▶ _Written exercise_
Return every line of the data below that includes the string "React".
■ ■ ■ ■
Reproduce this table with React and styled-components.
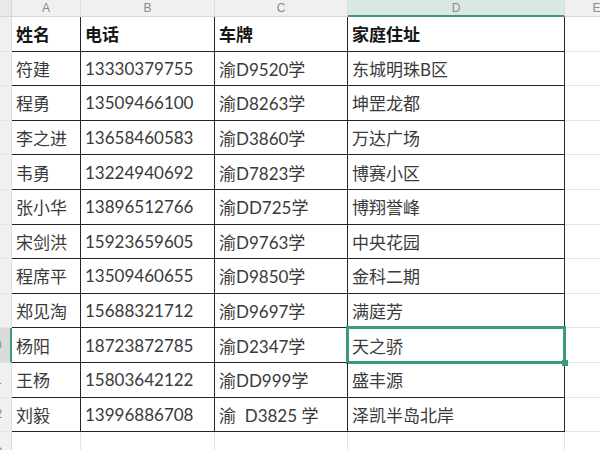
import styled, { createGlobalStyle } from 'styled-components';

const GlobalStyle = createGlobalStyle`
    html, body {
        margin: 0;
        padding: 0;
        background: #ffffff;
        overflow: hidden;
    }
`;

const Sheet = styled.div`
    display: grid;
    grid-template-columns: 32px 69px 134px 133px 217px 64px;
    grid-template-rows: 17px repeat(12, 34.6px) 40px;
    margin-left: -20px;
    width: max-content;
    height: 450px;
    font-family: 'Lato', 'Noto Sans CJK SC', sans-serif;
`;

const Corner = styled.div`
    background: #e9e9e9;
    border-right: 1px solid #d6d6d6;
    border-bottom: 1px solid #d6d6d6;
`;

const ColHead = styled.div`
    display: flex;
    align-items: center;
    justify-content: center;
    font-family: 'Liberation Sans', sans-serif;
    font-size: 12px;
    color: #8a8a8a;
    background: ${(p) => (p.$active ? '#dbe8e2' : '#f0f0f0')};
    border-right: 1px solid #dcdcdc;
    border-bottom: ${(p) => (p.$active ? '2px solid #3b9a7e' : '1px solid #d6d6d6')};
    box-sizing: border-box;
`;

const RowHead = styled.div`
    display: flex;
    align-items: center;
    justify-content: center;
    font-family: 'Liberation Sans', sans-serif;
    font-size: 12px;
    color: #8a8a8a;
    background: ${(p) => (p.$active ? '#d8dbd9' : '#f0f0f0')};
    border-right: ${(p) => (p.$active ? '2px solid #3b9a7e' : '1px solid #dcdcdc')};
    border-bottom: 1px solid #e2e2e2;
    box-sizing: border-box;
`;

const Cell = styled.div`
    position: relative;
    display: flex;
    align-items: center;
    padding-left: 4px;
    font-size: 17px;
    font-weight: ${(p) => (p.$head ? 700 : 400)};
    color: ${(p) => (p.$head ? '#151515' : '#3a3a3a')};
    white-space: pre;
    box-sizing: border-box;
    border-right: ${(p) => (p.$table ? '1.5px solid #262626' : '1px solid #e4e4e4')};
    border-bottom: ${(p) => (p.$table ? '1.5px solid #262626' : '1px solid #e4e4e4')};
    ${(p) =>
        p.$selected &&
        `
        &::after {
            content: '';
            position: absolute;
            top: -2px;
            left: -2px;
            right: -2px;
            bottom: -2px;
            border: 3px solid #3b9a7e;
        }
        &::before {
            content: '';
            position: absolute;
            right: -4px;
            bottom: -4px;
            width: 6px;
            height: 6px;
            background: #3b9a7e;
            z-index: 2;
        }
    `}
`;

const heads = ['姓名', '电话', '车牌', '家庭住址'];

const rows = [
    ['符建', '13330379755', '渝D9520学', '东城明珠B区'],
    ['程勇', '13509466100', '渝D8263学', '坤罡龙都'],
    ['李之进', '13658460583', '渝D3860学', '万达广场'],
    ['韦勇', '13224940692', '渝D7823学', '博赛小区'],
    ['张小华', '13896512766', '渝DD725学', '博翔誉峰'],
    ['宋剑洪', '15923659605', '渝D9763学', '中央花园'],
    ['程席平', '13509460655', '渝D9850学', '金科二期'],
    ['郑见淘', '15688321712', '渝D9697学', '满庭芳'],
    ['杨阳', '18723872785', '渝D2347学', '天之骄'],
    ['王杨', '15803642122', '渝DD999学', '盛丰源'],
    ['刘毅', '13996886708', '渝  D3825 学', '泽凯半岛北岸'],
];

function App() {
    return (
        <>
            <GlobalStyle />
            <Sheet>
                <Corner />
                {['A', 'B', 'C', 'D', 'E'].map((l) => (
                    <ColHead key={l} $active={l === 'D'}>
                        {l}
                    </ColHead>
                ))}

                <RowHead>1</RowHead>
                {heads.map((h) => (
                    <Cell key={h} $table $head>
                        {h}
                    </Cell>
                ))}
                <Cell />

                {rows.map((r, i) => (
                    <>
                        <RowHead key={'h' + i} $active={i === 8}>
                            {i + 2}
                        </RowHead>
                        {r.map((v, j) => (
                            <Cell key={i + '-' + j} $table $selected={i === 8 && j === 3}>
                                {v}
                            </Cell>
                        ))}
                        <Cell key={'e' + i} />
                    </>
                ))}

                <RowHead>13</RowHead>
                <Cell />
                <Cell />
                <Cell />
                <Cell />
                <Cell />
            </Sheet>
        </>
    );
}

export default App;
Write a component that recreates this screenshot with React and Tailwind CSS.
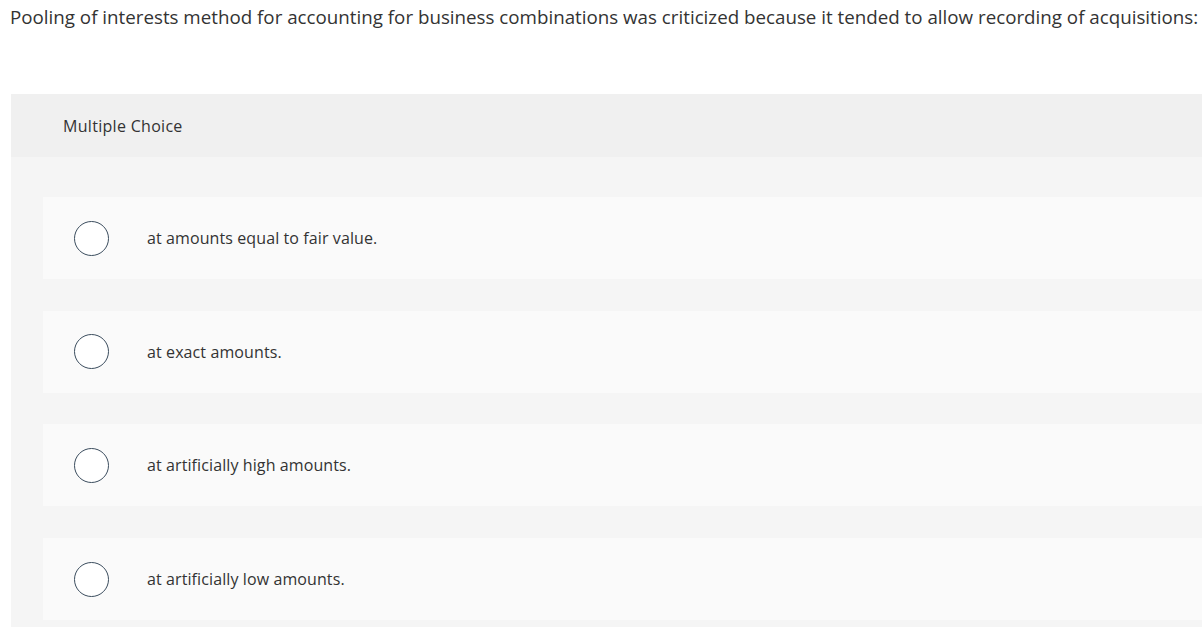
const OPTIONS = [
  "at amounts equal to fair value.",
  "at exact amounts.",
  "at artificially high amounts.",
  "at artificially low amounts.",
];

const Option = ({ label }) => (
  <div className="flex items-center h-[82px] bg-[#fafafa] pl-[31px]">
    <span className="w-[35px] h-[35px] rounded-full border-[1.5px] border-[#3b4d5e] bg-white shrink-0" />
    <span className="ml-[38px] text-[16px] tracking-[0.1px] text-[#333]">{label}</span>
  </div>
);

export default function App() {
  return (
    <div
      className="w-[1202px] h-[627px] overflow-hidden bg-white text-[#333]"
      style={{ fontFamily: '"Open Sans", "Liberation Sans", sans-serif' }}
    >
      <p className="pl-[10px] pt-[5px] text-[18.75px] leading-[24px] whitespace-nowrap">
        Pooling of interests method for accounting for business combinations was criticized because it tended to allow recording of acquisitions:
      </p>
      <div className="ml-[11px] mt-[65px] w-[1240px] bg-[#f5f5f5]">
        <div className="h-[63px] bg-[#f0f0f0] flex items-center pl-[52px] text-[16px] tracking-[0.3px]">Multiple Choice</div>
        <div className="flex flex-col gap-[31.7px] pt-[40px] pl-[32px] pb-[10px]">
          {OPTIONS.map((o) => (
            <Option key={o} label={o} />
          ))}
        </div>
      </div>
    </div>
  );
}
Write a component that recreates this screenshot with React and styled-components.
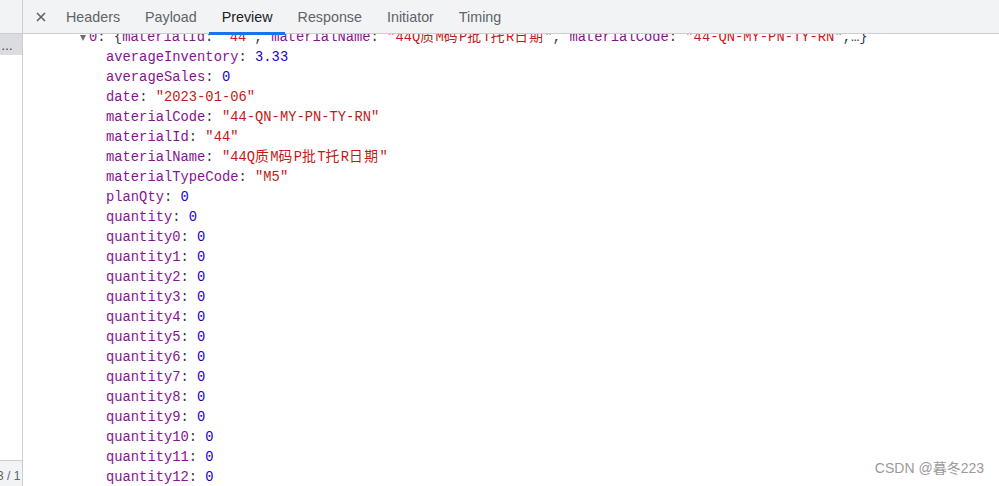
import React from "react";
import styled, { createGlobalStyle } from "styled-components";

const GlobalStyle = createGlobalStyle`
    html, body {
        margin: 0;
        padding: 0;
        background: #fff;
        overflow: hidden;
    }
`;

const Page = styled.div`
    display: flex;
    width: 999px;
    height: 486px;
    font-family: "Liberation Sans", Arial, sans-serif;
`;

/* panel izquierdo (lista de peticiones, casi oculto) */
const Sidebar = styled.div`
    width: 22px;
    flex-shrink: 0;
    display: flex;
    flex-direction: column;
    border-right: 1px solid #cbcdd1;
    overflow: hidden;
`;

const SideHeader = styled.div`
    height: 33px;
    background: #f1f3f4;
    border-bottom: 1px solid #cbcdd1;
`;

const SideRow = styled.div`
    height: 21px;
    background: ${(p) => (p.$selected ? "#dadce0" : "#fff")};
    color: #333;
    font-size: 12px;
    line-height: 24px;
    white-space: nowrap;
    padding-left: 1px;
`;

const SideSpacer = styled.div`
    flex: 1;
`;

const SideFooter = styled.div`
    height: 25px;
    border-top: 1px solid #cbcdd1;
    background: #f1f3f4;
    color: #5f6368;
    font-size: 12px;
    line-height: 30px;
    white-space: nowrap;
    text-indent: -3px;
`;

const Main = styled.div`
    flex: 1;
    display: flex;
    flex-direction: column;
    position: relative;
    min-width: 0;
`;

const TabBar = styled.div`
    height: 33px;
    display: flex;
    align-items: stretch;
    background: #f1f3f4;
    border-bottom: 1px solid #cbcdd1;
    position: relative;
    z-index: 1;
`;

const CloseButton = styled.div`
    width: 30.5px;
    display: flex;
    align-items: center;
    padding-left: 13px;
    box-sizing: border-box;
    color: #5f6368;
`;

const Tab = styled.div`
    position: relative;
    display: flex;
    align-items: center;
    padding: 0 12.5px;
    font-size: 14.3px;
    color: ${(p) => (p.$active ? "#202124" : "#5f6368")};

    &::after {
        content: "";
        display: ${(p) => (p.$active ? "block" : "none")};
        position: absolute;
        left: 0;
        right: 0;
        bottom: -2px;
        height: 3px;
        background: #1a73e8;
    }
`;

const Body = styled.div`
    flex: 1;
    overflow: hidden;
    background: #fff;
`;

const Tree = styled.div`
    margin-top: -6px;
    font-family: "Liberation Mono", "Noto Sans CJK SC", monospace;
    font-size: 13.8px;
    color: #303942;
`;

const Row = styled.div`
    height: 20px;
    line-height: 20px;
    white-space: nowrap;
    padding-left: ${(p) => (p.$depth === 0 ? 57 : 83)}px;
    display: flex;
    align-items: center;
`;

const Arrow = styled.span`
    width: 0;
    height: 0;
    border-left: 3.5px solid transparent;
    border-right: 3.5px solid transparent;
    border-top: 6px solid #6e6e6e;
    margin-right: 3px;
    margin-top: -1px;
`;

const Key = styled.span`
    color: #881391;
`;

const Str = styled.span`
    color: #c41a16;
`;

const Num = styled.span`
    color: #1c00cf;
`;

/* los caracteres chinos salen algo más anchos en la captura */
const Wide = styled.span`
    letter-spacing: 1.4px;
`;

const Watermark = styled.div`
    position: absolute;
    right: 15px;
    bottom: 9px;
    font-family: "Liberation Sans", "Noto Sans CJK SC", sans-serif;
    font-size: 14px;
    color: #9a9a9a;
`;

const tabs = ["Headers", "Payload", "Preview", "Response", "Initiator", "Timing"];

const fields = [
    ["averageInventory", 3.33],
    ["averageSales", 0],
    ["date", "2023-01-06"],
    ["materialCode", "44-QN-MY-PN-TY-RN"],
    ["materialId", "44"],
    ["materialName", "44Q质M码P批T托R日期"],
    ["materialTypeCode", "M5"],
    ["planQty", 0],
    ["quantity", 0],
    ...Array.from({ length: 13 }, (_, i) => ["quantity" + i, 0]),
];

const Text = ({ s }) =>
    s.split(/([\u4e00-\u9fff]+)/).map((part, i) =>
        /[\u4e00-\u9fff]/.test(part) ? <Wide key={i}>{part}</Wide> : part
    );

const Value = ({ v }) =>
    typeof v === "string" ? (
        <Str>
            "<Text s={v} />"
        </Str>
    ) : (
        <Num>{v}</Num>
    );

const App = () => {
    return (
        <>
            <GlobalStyle />
            <Page>
                <Sidebar>
                    <SideHeader />
                    <SideRow $selected>…</SideRow>
                    <SideSpacer />
                    <SideFooter>3 / 1</SideFooter>
                </Sidebar>
                <Main>
                    <TabBar>
                        <CloseButton>
                            <svg width="10" height="10" viewBox="0 0 10 10">
                                <path
                                    d="M1 1 L9 9 M9 1 L1 9"
                                    stroke="#5f6368"
                                    strokeWidth="1.6"
                                />
                            </svg>
                        </CloseButton>
                        {tabs.map((t) => (
                            <Tab key={t} $active={t === "Preview"}>
                                {t}
                            </Tab>
                        ))}
                    </TabBar>
                    <Body>
                        <Tree>
                            <Row $depth={0}>
                                <Arrow />
                                <span>
                                    <Key>0</Key>: {"{"}
                                    <Key>materialId</Key>: <Value v="44" />,{" "}
                                    <Key>materialName</Key>:{" "}
                                    <Value v="44Q质M码P批T托R日期" />,{" "}
                                    <Key>materialCode</Key>:{" "}
                                    <Value v="44-QN-MY-PN-TY-RN" />,…{"}"}
                                </span>
                            </Row>
                            {fields.map(([k, v]) => (
                                <Row key={k} $depth={1}>
                                    <span>
                                        <Key>{k}</Key>: <Value v={v} />
                                    </span>
                                </Row>
                            ))}
                        </Tree>
                    </Body>
                    <Watermark>CSDN @暮冬223</Watermark>
                </Main>
            </Page>
        </>
    );
};

export default App;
■ ■ ■ ■
▶ _Answer in full_
Reproduce this table with React and styled-components.
Write a component that recreates this screenshot with React and Tailwind CSS.
Write a component that recreates this screenshot with React and styled-components.
import React from "react";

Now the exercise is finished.